What once was a problem of class when the clarion call was Danapathi Bangaveva - (Down with the capitalist) today has undergone face change. The leanings are more on ethnic/racial/religious lines and the call to protect their own respective kindred regardless of the home's empty larder. Facilitating such is the early globalisation's attempt into nation state introduction. Upholding majority will, territorial integrity and sovereignty are much favoured by politicians to keep the working class off all financial anxieties. Class politics are thus submerged by emerging ethno nationalism.

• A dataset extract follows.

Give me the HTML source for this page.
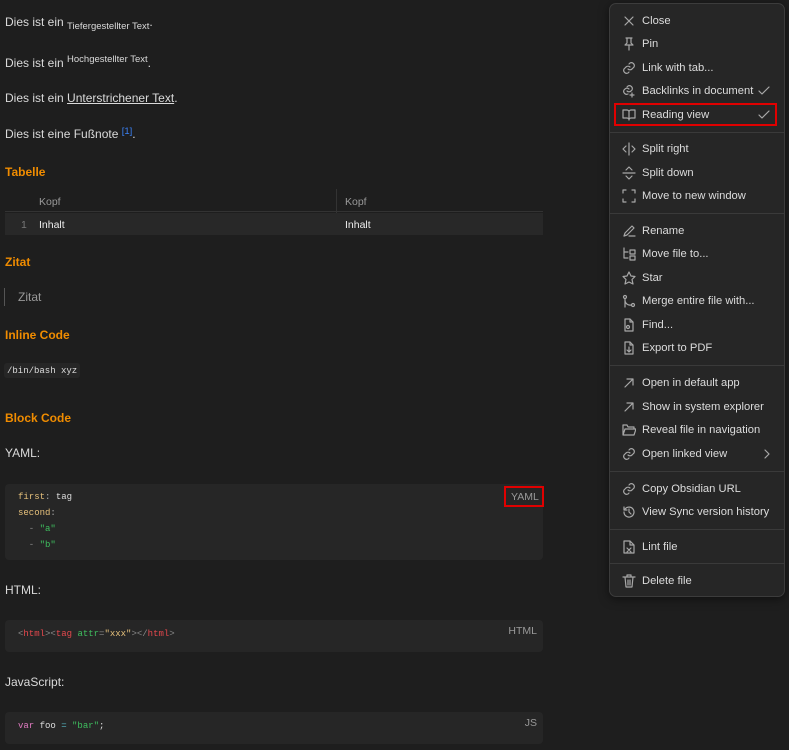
<!DOCTYPE html>
<html><head><meta charset="utf-8">
<style>
*{margin:0;padding:0;box-sizing:border-box}
body{width:789px;height:750px;background:#1e1e1e;color:#dadada;font-family:"Liberation Sans",sans-serif;font-size:12px;position:relative;overflow:hidden}
.a{position:absolute;white-space:nowrap;line-height:16px}
.h{color:#f08c00;font-weight:bold;font-size:12px}
.mono{font-family:"Liberation Mono",monospace;font-size:9px}
.cb{position:absolute;left:5px;width:538px;background:#262626;border-radius:4px}
.lbl{position:absolute;right:6px;font-size:10.5px;color:#999}
.menu{position:absolute;left:609px;top:3px;width:176px;height:594px;background:#262626;border:1px solid #3c3c3c;border-radius:7px;box-shadow:0 2px 10px rgba(0,0,0,.5)}
.mi{position:absolute;left:32px;font-size:11.2px;color:#dcdcdc;line-height:14px;white-space:nowrap}
.ic{position:absolute;left:12px;width:14px;height:14px}
.sep{position:absolute;left:0;right:0;height:1px;background:#3a3a3a}
svg{stroke:#a8a8a8;fill:none;stroke-width:1.2;stroke-linecap:round;stroke-linejoin:round}
</style></head><body>
<div class="a" style="left:5px;top:14px">Dies ist ein <span style="font-size:9.5px;position:relative;top:3px">Tiefergestellter Text</span>.</div>
<div class="a" style="left:5px;top:55px">Dies ist ein <span style="font-size:9.5px;position:relative;top:-5px">Hochgestellter Text</span>.</div>
<div class="a" style="left:5px;top:90px">Dies ist ein <span style="text-decoration:underline">Unterstrichener Text</span>.</div>
<div class="a" style="left:5px;top:126px">Dies ist eine Fußnote <span style="color:#3b82f6;font-size:9.5px;position:relative;top:-4px">[1]</span>.</div>
<div class="a h" style="left:5px;top:164px">Tabelle</div>
<div style="position:absolute;left:5px;top:190px;width:538px;height:22px;border-bottom:1px solid #333"></div>
<div style="position:absolute;left:336px;top:189px;width:1px;height:46px;background:#333"></div>
<div style="position:absolute;left:5px;top:213px;width:538px;height:22px;background:#282828"></div>
<div class="a" style="left:39px;top:194px;font-size:10.5px;color:#999">Kopf</div>
<div class="a" style="left:345px;top:194px;font-size:10.5px;color:#999">Kopf</div>
<div class="a" style="left:21px;top:217px;font-size:10.5px;color:#777">1</div>
<div class="a" style="left:39px;top:217px;font-size:10.5px;color:#eee">Inhalt</div>
<div class="a" style="left:345px;top:217px;font-size:10.5px;color:#eee">Inhalt</div>
<div class="a h" style="left:5px;top:254px">Zitat</div>
<div style="position:absolute;left:4px;top:288px;width:1px;height:18px;background:#555"></div>
<div class="a" style="left:18px;top:289px;color:#999">Zitat</div>
<div class="a h" style="left:5px;top:327px">Inline Code</div>
<div style="position:absolute;left:4px;top:363px;width:76px;height:15px;background:#262626;border-radius:3px"></div>
<div class="a mono" style="left:7px;top:363px;color:#ddd">/bin/bash xyz</div>
<div class="a h" style="left:5px;top:410px">Block Code</div>
<div class="a" style="left:5px;top:445px">YAML:</div>
<div class="cb" style="top:484px;height:76px">
<div class="a mono" style="left:13px;top:5px;color:#e5c07b">first<span style="color:#aaa">:</span> <span style="color:#ddd">tag</span></div>
<div class="a mono" style="left:13px;top:21px;color:#e5c07b">second<span style="color:#aaa">:</span></div>
<div class="a mono" style="left:13px;top:37px;color:#888">&nbsp;&nbsp;- <span style="color:#3fbf5f">"a"</span></div>
<div class="a mono" style="left:13px;top:53px;color:#888">&nbsp;&nbsp;- <span style="color:#3fbf5f">"b"</span></div>
</div>
<div style="position:absolute;left:504px;top:486px;width:40px;height:21px;border:2px solid #e00000"></div>
<div class="a" style="left:511px;top:489px;font-size:10.5px;color:#999">YAML</div>
<div class="a" style="left:5px;top:582px">HTML:</div>
<div class="cb" style="top:620px;height:32px">
<div class="a mono" style="left:13px;top:6px;color:#888">&lt;<span style="color:#e5484d">html</span>&gt;&lt;<span style="color:#e5484d">tag</span> <span style="color:#3fbf5f">attr</span>=<span style="color:#e5c07b">"xxx"</span>&gt;&lt;/<span style="color:#e5484d">html</span>&gt;</div>
<div class="lbl" style="top:5px">HTML</div>
</div>
<div class="a" style="left:5px;top:674px">JavaScript:</div>
<div class="cb" style="top:712px;height:32px">
<div class="a mono" style="left:13px;top:6px;color:#ddd"><span style="color:#e07bc0">var</span> foo <span style="color:#56b6c2">=</span> <span style="color:#3fbf5f">"bar"</span>;</div>
<div class="lbl" style="top:5px">JS</div>
</div>

<div class="menu">
<svg class="ic" style="top:10px" viewBox="0 0 14 14"><path d="M3 3l8 8M11 3l-8 8"/></svg><div class="mi" style="top:10px">Close</div>
<svg class="ic" style="top:33px" viewBox="0 0 14 14"><path d="M4 1h6M5 1v5l-2 2h8L9 6V1M7 8v5"/></svg><div class="mi" style="top:33px">Pin</div>
<svg class="ic" style="top:57px" viewBox="0 0 14 14"><path d="M6 8a3 3 0 0 0 4 0l2-2a3 3 0 0 0-4-4l-1 1M8 6a3 3 0 0 0-4 0l-2 2a3 3 0 0 0 4 4l1-1"/></svg><div class="mi" style="top:57px">Link with tab...</div>
<svg class="ic" style="top:80px" viewBox="0 0 14 14"><path d="M5 7a3 3 0 0 0 4 0l1-1a3 3 0 0 0-4-4L5 3M7 5a3 3 0 0 0-4 0L2 6a3 3 0 0 0 4 4M10 9v4M8 11h4"/></svg><div class="mi" style="top:80px">Backlinks in document</div>
<svg class="ic" style="top:80px;left:147px" viewBox="0 0 14 14"><path d="M2 7l3 3 7-7"/></svg>
<div style="position:absolute;left:4px;top:99px;width:163px;height:23px;border:2px solid #e00000"></div>
<svg class="ic" style="top:104px" viewBox="0 0 14 14"><path d="M1 2h4a2 2 0 0 1 2 2v8a2 2 0 0 0-2-2H1zM13 2H9a2 2 0 0 0-2 2v8a2 2 0 0 1 2-2h4z"/></svg><div class="mi" style="top:104px">Reading view</div>
<svg class="ic" style="top:104px;left:147px" viewBox="0 0 14 14"><path d="M2 7l3 3 7-7"/></svg>
<div class="sep" style="top:128px"></div>
<svg class="ic" style="top:138px" viewBox="0 0 14 14"><path d="M7 1v12M4 4L1 7l3 3M10 4l3 3-3 3"/></svg><div class="mi" style="top:138px">Split right</div>
<svg class="ic" style="top:162px" viewBox="0 0 14 14"><path d="M1 7h12M4 4l3-3 3 3M4 10l3 3 3-3"/></svg><div class="mi" style="top:162px">Split down</div>
<svg class="ic" style="top:185px" viewBox="0 0 14 14"><path d="M1 4V1h3M10 1h3v3M13 10v3h-3M4 13H1v-3"/></svg><div class="mi" style="top:185px">Move to new window</div>
<div class="sep" style="top:209px"></div>
<svg class="ic" style="top:220px" viewBox="0 0 14 14"><path d="M2 12l1-3 7-7 2 2-7 7zM7 12h6"/></svg><div class="mi" style="top:220px">Rename</div>
<svg class="ic" style="top:243px" viewBox="0 0 14 14"><path d="M2 1v10h4M2 5h4M8 3h5v4H8zM8 9h5v4H8z"/></svg><div class="mi" style="top:243px">Move file to...</div>
<svg class="ic" style="top:267px" viewBox="0 0 14 14"><path d="M7 1l2 4 4 .5-3 3 1 4.5-4-2-4 2 1-4.5-3-3 4-.5z"/></svg><div class="mi" style="top:267px">Star</div>
<svg class="ic" style="top:290px" viewBox="0 0 14 14"><circle cx="3" cy="3" r="1.5"/><circle cx="11" cy="11" r="1.5"/><path d="M3 5v8M3 6a5 5 0 0 0 6 5"/></svg><div class="mi" style="top:290px">Merge entire file with...</div>
<svg class="ic" style="top:314px" viewBox="0 0 14 14"><path d="M8 1H3v12h8V4zM8 1v3h3"/><circle cx="6" cy="9" r="1.5"/></svg><div class="mi" style="top:314px">Find...</div>
<svg class="ic" style="top:337px" viewBox="0 0 14 14"><path d="M8 1H3v12h8V4zM8 1v3h3M7 6v5M5 9l2 2 2-2"/></svg><div class="mi" style="top:337px">Export to PDF</div>
<div class="sep" style="top:361px"></div>
<svg class="ic" style="top:372px" viewBox="0 0 14 14"><path d="M3 11l8-8M5 3h6v6"/></svg><div class="mi" style="top:372px">Open in default app</div>
<svg class="ic" style="top:396px" viewBox="0 0 14 14"><path d="M3 11l8-8M5 3h6v6"/></svg><div class="mi" style="top:396px">Show in system explorer</div>
<svg class="ic" style="top:419px" viewBox="0 0 14 14"><path d="M1 12V2h4l1 2h6v2M1 12l2-6h11l-2 6z"/></svg><div class="mi" style="top:419px">Reveal file in navigation</div>
<svg class="ic" style="top:443px" viewBox="0 0 14 14"><path d="M6 8a3 3 0 0 0 4 0l2-2a3 3 0 0 0-4-4l-1 1M8 6a3 3 0 0 0-4 0l-2 2a3 3 0 0 0 4 4l1-1"/></svg><div class="mi" style="top:443px">Open linked view</div>
<svg class="ic" style="top:443px;left:150px" viewBox="0 0 14 14"><path d="M5 3l4 4-4 4"/></svg>
<div class="sep" style="top:467px"></div>
<svg class="ic" style="top:478px" viewBox="0 0 14 14"><path d="M6 8a3 3 0 0 0 4 0l2-2a3 3 0 0 0-4-4l-1 1M8 6a3 3 0 0 0-4 0l-2 2a3 3 0 0 0 4 4l1-1"/></svg><div class="mi" style="top:478px">Copy Obsidian URL</div>
<svg class="ic" style="top:501px" viewBox="0 0 14 14"><path d="M2 7a5 5 0 1 0 1.5-3.5L2 5M2 2v3h3M7 4v3l2 2"/></svg><div class="mi" style="top:501px">View Sync version history</div>
<div class="sep" style="top:525px"></div>
<svg class="ic" style="top:536px" viewBox="0 0 14 14"><path d="M8 1H2v12h10V5zM8 1v4h4M5 8l4 4M9 8l-4 4"/></svg><div class="mi" style="top:536px">Lint file</div>
<div class="sep" style="top:559px"></div>
<svg class="ic" style="top:570px" viewBox="0 0 14 14"><path d="M1 3h12M5 3V1h4v2M3 3l1 10h6l1-10M6 6v5M8 6v5"/></svg><div class="mi" style="top:570px">Delete file</div>
</div>
</body></html>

"We must address the economic disparities which globalisation cleverly undermines. So globalisation must start from below. There should be political movements which can bring the voices of increasingly marginalised groups to the centre. The class politics rapidly generated by global forces has been out of focus because ideological blunders cannot see economic inadequacies," he said. Dr. Premakumara regretfully noted how some political parties that vehemently espoused the economic deprivation of marginalised groups talking in terms of ethno nationalism. They have abandoned class politics switching over to ethno politics. The forces of globalisation have contributed to ethnocentric tendencies - a sure way into power and affluence.

Culture commodified

Globalisation has significantly even commodified culture. Cultural practices and festivals though believed to disappear is coming on with greater vigour where the sellable aspect of culture is seen in the form of dance art schools, mask dancing and ayurvedic treatment in hotels, restaurants labelled after whatever is indigenous and so on. The village audience is now replaced by the organised, sophisticated upward mobile middle class.